Chiral anomalies and AdS/CMT in two dimensions
Kristan Jensen
TL;DR
The paper analyzes holographic descriptions of finite-density 2d CFTs, showing that chiral anomalies completely determine boundary current correlators when the currents are not explicitly broken beyond the anomaly. It explains this via bulk Chern-Simons terms, explores the dual description with external currents (as in the D3/D3 system), and develops a holographic renormalization framework that reveals a novel Weyl anomaly associated with external currents. The work demonstrates that charged BTZ black holes in AdS$_3$ are modified mainly by a flat boundary connection, yielding consistent thermodynamics and a refined microscopic understanding of entropy. It discusses implications for AdS/CMT in two dimensions, indicating the need for deformations to access richer phases and nontrivial transport beyond linear response.

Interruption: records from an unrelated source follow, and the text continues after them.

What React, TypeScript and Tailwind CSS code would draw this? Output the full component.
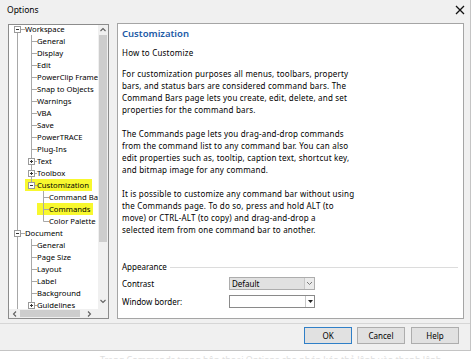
import React from "react";

type Row = {
  label: string;
  level: 0 | 1 | 2;
  exp?: "+" | "-";
  first?: boolean;
  last?: boolean;
  hl?: boolean;
};

const rows: Row[] = [
  { label: "Workspace", level: 0, exp: "-", first: true },
  { label: "General", level: 1 },
  { label: "Display", level: 1 },
  { label: "Edit", level: 1 },
  { label: "PowerClip Frame", level: 1 },
  { label: "Snap to Objects", level: 1 },
  { label: "Warnings", level: 1 },
  { label: "VBA", level: 1 },
  { label: "Save", level: 1 },
  { label: "PowerTRACE", level: 1 },
  { label: "Plug-Ins", level: 1 },
  { label: "Text", level: 1, exp: "+" },
  { label: "Toolbox", level: 1, exp: "+" },
  { label: "Customization", level: 1, exp: "-", last: true, hl: true },
  { label: "Command Bars", level: 2 },
  { label: "Commands", level: 2, hl: true },
  { label: "Color Palette", level: 2, last: true },
  { label: "Document", level: 0, exp: "-" },
  { label: "General", level: 1 },
  { label: "Page Size", level: 1 },
  { label: "Layout", level: 1 },
  { label: "Label", level: 1 },
  { label: "Background", level: 1 },
  { label: "Guidelines", level: 1, exp: "+" },
  { label: "Grid", level: 1 },
];

const LINE = "#a8a8a8";

function ExpBox({ cx, sign }: { cx: number; sign: "+" | "-" }) {
  const x0 = cx - 3;
  return (
    <g>
      <rect x={x0 + 0.5} y={3.5} width={6} height={6} fill="#fff" stroke="#9a9a9a" />
      <line x1={x0 + 2} y1={6.5} x2={x0 + 5} y2={6.5} stroke="#333" />
      {sign === "+" && <line x1={x0 + 3.5} y1={5} x2={x0 + 3.5} y2={8} stroke="#333" />}
    </g>
  );
}

function Cell0({ row }: { row: Row }) {
  return (
    <svg width="16" height="12" className="shrink-0 block">
      {row.level === 0 ? (
        <g>
          {!row.first && <line x1={8.5} y1={0} x2={8.5} y2={3} stroke={LINE} />}
          <line x1={8.5} y1={10} x2={8.5} y2={12} stroke={LINE} />
          <line x1={12} y1={6.5} x2={16} y2={6.5} stroke={LINE} />
          <ExpBox cx={8} sign={row.exp || "-"} />
        </g>
      ) : (
        <line x1={8.5} y1={0} x2={8.5} y2={12} stroke={LINE} />
      )}
    </svg>
  );
}

function Branch({ row, w }: { row: Row; w: number }) {
  return (
    <svg width={w} height="12" className="shrink-0 block">
      <line x1={6.5} y1={0} x2={6.5} y2={row.exp ? 3 : row.last ? 6.5 : 12} stroke={LINE} />
      {row.exp && !row.last && <line x1={6.5} y1={10} x2={6.5} y2={12} stroke={LINE} />}
      <line x1={row.exp ? 10 : 6.5} y1={6.5} x2={w} y2={6.5} stroke={LINE} />
      {row.exp && <ExpBox cx={6} sign={row.exp} />}
    </svg>
  );
}

function TreeRow({ row }: { row: Row }) {
  const text = <span className="pr-[3px] whitespace-nowrap">{row.label}</span>;
  let body: React.ReactNode;
  if (row.level === 0) {
    body = text;
  } else if (row.level === 1) {
    body = (
      <span className={`flex items-center ${row.hl ? "bg-[#f8f82e]" : ""}`}>
        <Branch row={row} w={12} />
        {text}
      </span>
    );
  } else {
    body = (
      <>
        <svg width="12" height="12" className="shrink-0 block" />
        <span className={`flex items-center ${row.hl ? "bg-[#f8f82e]" : ""}`}>
          <Branch row={row} w={12} />
          {text}
        </span>
      </>
    );
  }
  return (
    <div className="flex items-center h-[12px] leading-[12px]">
      <Cell0 row={row} />
      {body}
    </div>
  );
}

function Chevron({ dir }: { dir: "up" | "down" | "left" | "right" }) {
  const paths: Record<string, string> = {
    up: "M1.5 5 L4 2.5 L6.5 5",
    down: "M1.5 3 L4 5.5 L6.5 3",
    left: "M5 1.5 L2.5 4 L5 6.5",
    right: "M3 1.5 L5.5 4 L3 6.5",
  };
  return (
    <svg width="8" height="8" className="block">
      <path d={paths[dir]} fill="none" stroke="#606060" strokeWidth="1.1" />
    </svg>
  );
}

const p1 = [
  "For customization purposes all menus, toolbars, property",
  "bars, and status bars are considered command bars. The",
  "Command Bars page lets you create, edit, delete, and set",
  "properties for the command bars.",
];
const p2 = [
  "The Commands page lets you drag-and-drop commands",
  "from the command list to any command bar. You can also",
  "edit properties such as, tooltip, caption text, shortcut key,",
  "and bitmap image for any command.",
];
const p3 = [
  "It is possible to customize any command bar without using",
  "the Commands page. To do so, press and hold ALT (to",
  "move) or CTRL-ALT (to copy) and drag-and-drop a",
  "selected item from one command bar to another.",
];

function Para({ lines, className }: { lines: string[]; className: string }) {
  return (
    <div className={className}>
      {lines.map((l, i) => (
        <div key={i} className="h-[12px] leading-[12px] whitespace-nowrap">
          {l}
        </div>
      ))}
    </div>
  );
}

export default function App() {
  return (
    <div className="w-[474px] h-[359px] bg-white overflow-hidden font-['Noto_Sans',sans-serif] text-[8px] text-black">
      <div className="w-[471px] h-[351px] bg-[#f0f0f0] border-r border-b border-[#c4c4c4] flex flex-col">
        {/* title bar */}
        <div className="h-[23px] flex items-start justify-between pl-[7px] pr-[5px] pt-[3px]">
          <span className="text-[8.5px] leading-[14px]">Options</span>
          <svg width="10" height="10" className="mt-[2px]">
            <path d="M1 1 L9 9 M9 1 L1 9" stroke="#111" strokeWidth="1.3" />
          </svg>
        </div>

        {/* body */}
        <div className="flex pl-[8px] h-[296px]">
          {/* tree */}
          <div className="w-[101px] h-[295px] mt-[1px] border border-[#8c8c8c] bg-white flex flex-col">
            <div className="flex flex-1 min-h-0">
              <div className="w-[89px] overflow-hidden text-[7.7px]">
                <div className="-mt-[2px]">
                  {rows.map((r, i) => (
                    <TreeRow key={i} row={r} />
                  ))}
                </div>
              </div>
              <div className="w-[10px] bg-[#f0f0f0] flex flex-col items-center">
                <div className="h-[9px] flex items-center justify-center">
                  <Chevron dir="up" />
                </div>
                <div className="w-[8px] h-[207px] mt-[1px] bg-[#cdcdcd]" />
                <div className="flex-1" />
                <div className="h-[10px] mb-[3px] flex items-center justify-center">
                  <Chevron dir="down" />
                </div>
              </div>
            </div>
            <div className="h-[9px] flex bg-[#f0f0f0]">
              <div className="w-[89px] flex items-center">
                <div className="w-[11px] flex justify-center">
                  <Chevron dir="left" />
                </div>
                <div className="w-[60px] h-[7px] bg-[#cdcdcd]" />
                <div className="flex-1 flex justify-center">
                  <Chevron dir="right" />
                </div>
              </div>
              <div className="w-[10px]" />
            </div>
          </div>

          {/* content */}
          <div className="ml-[8px] w-[347px] h-[296px] border border-[#a5a5a5] bg-white flex flex-col pl-[4px] pr-[5px]">
            <div className="pt-[3px] h-[17px] leading-[14px] text-[9.5px] font-semibold text-[#1c5aa6]">
              Customization
            </div>
            <div className="tracking-[0.2px]">
              <div className="mt-[6px] h-[12px] leading-[12px]">How to Customize</div>
              <Para lines={p1} className="mt-[9px]" />
              <Para lines={p2} className="mt-[12px]" />
              <Para lines={p3} className="mt-[12px]" />
            </div>

            <div className="mt-auto pb-[10px]">
              <div className="h-[12px] flex items-center">
                <span className="leading-[12px] pr-[3px]">Appearance</span>
                <div className="flex-1 border-t border-[#dcdcdc]" />
              </div>
              <div className="mt-[4px] h-[13px] flex items-center">
                <span className="w-[107px] leading-[12px]">Contrast</span>
                <div className="w-[86px] h-[13px] border border-[#adadad] bg-[#e1e1e1] flex">
                  <span className="flex-1 pl-[2px] leading-[11px]">Default</span>
                  <div className="w-[10px] bg-[#ebebeb] border-l border-[#c8c8c8] flex items-center justify-center">
                    <svg width="7" height="5">
                      <path d="M1 1 L3.5 3.5 L6 1" fill="none" stroke="#7a7a7a" strokeWidth="1" />
                    </svg>
                  </div>
                </div>
              </div>
              <div className="mt-[5px] h-[13px] flex items-center">
                <span className="w-[107px] leading-[12px]">Window border:</span>
                <div className="w-[86px] h-[13px] border border-[#8a8a8a] bg-white flex">
                  <span className="flex-1" />
                  <div className="w-[9px] border-l border-[#c8c8c8] flex items-center justify-center">
                    <svg width="5" height="3">
                      <path d="M0 0 L5 0 L2.5 3 Z" fill="#222" />
                    </svg>
                  </div>
                </div>
              </div>
            </div>
          </div>
        </div>

        {/* separator */}
        <div className="mt-[4px] border-t border-[#d6d6d6]" />

        {/* buttons */}
        <div className="mt-[3px] flex justify-end pr-[11px]">
          <button className="w-[48px] h-[17px] border border-[#2f7fc7] bg-[#e1e1e1] leading-[15px] text-[8px]">
            OK
          </button>
          <button className="ml-[5px] w-[48px] h-[17px] border border-[#adadad] bg-[#e1e1e1] leading-[15px] text-[8px]">
            Cancel
          </button>
          <button className="ml-[6px] w-[48px] h-[17px] border border-[#adadad] bg-[#e1e1e1] leading-[15px] text-[8px]">
            Help
          </button>
        </div>
      </div>
      <div className="h-[8px] overflow-hidden pl-[100px]">
        <div className="text-[9px] leading-[9px] mt-[4px] text-[#dedede] whitespace-nowrap">
          Trang Commands trong hộp thoại Options cho phép kéo thả lệnh vào thanh lệnh
        </div>
      </div>
    </div>
  );
}
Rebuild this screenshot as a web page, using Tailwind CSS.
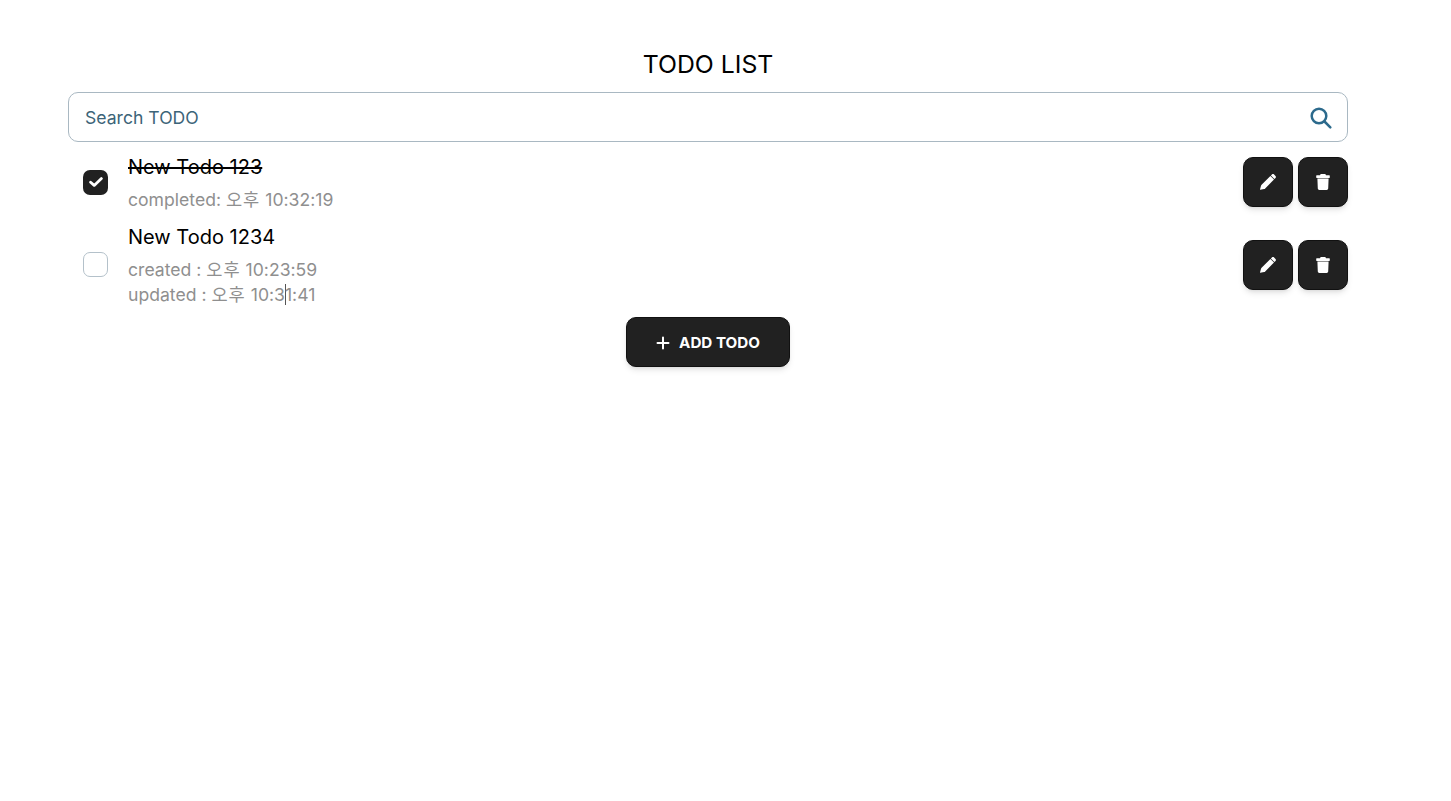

The results collectively emphasize that in 2d holography, anomaly data largely governs the dynamics of currents and their observable consequences.
Abstract
I clarify some recent confusion regarding the holographic description of finite-density systems in two dimensions. Notably, the chiral anomaly for symmetry currents in 2d conformal field theories (CFT) completely determines their correlators. The important exception is a CFT with a gauge theory to which we may couple an external current, as in the probe D3/D3 system or the putative dual to the charged BTZ black hole. These systems are analyzed with an eye for potential condensed matter applications.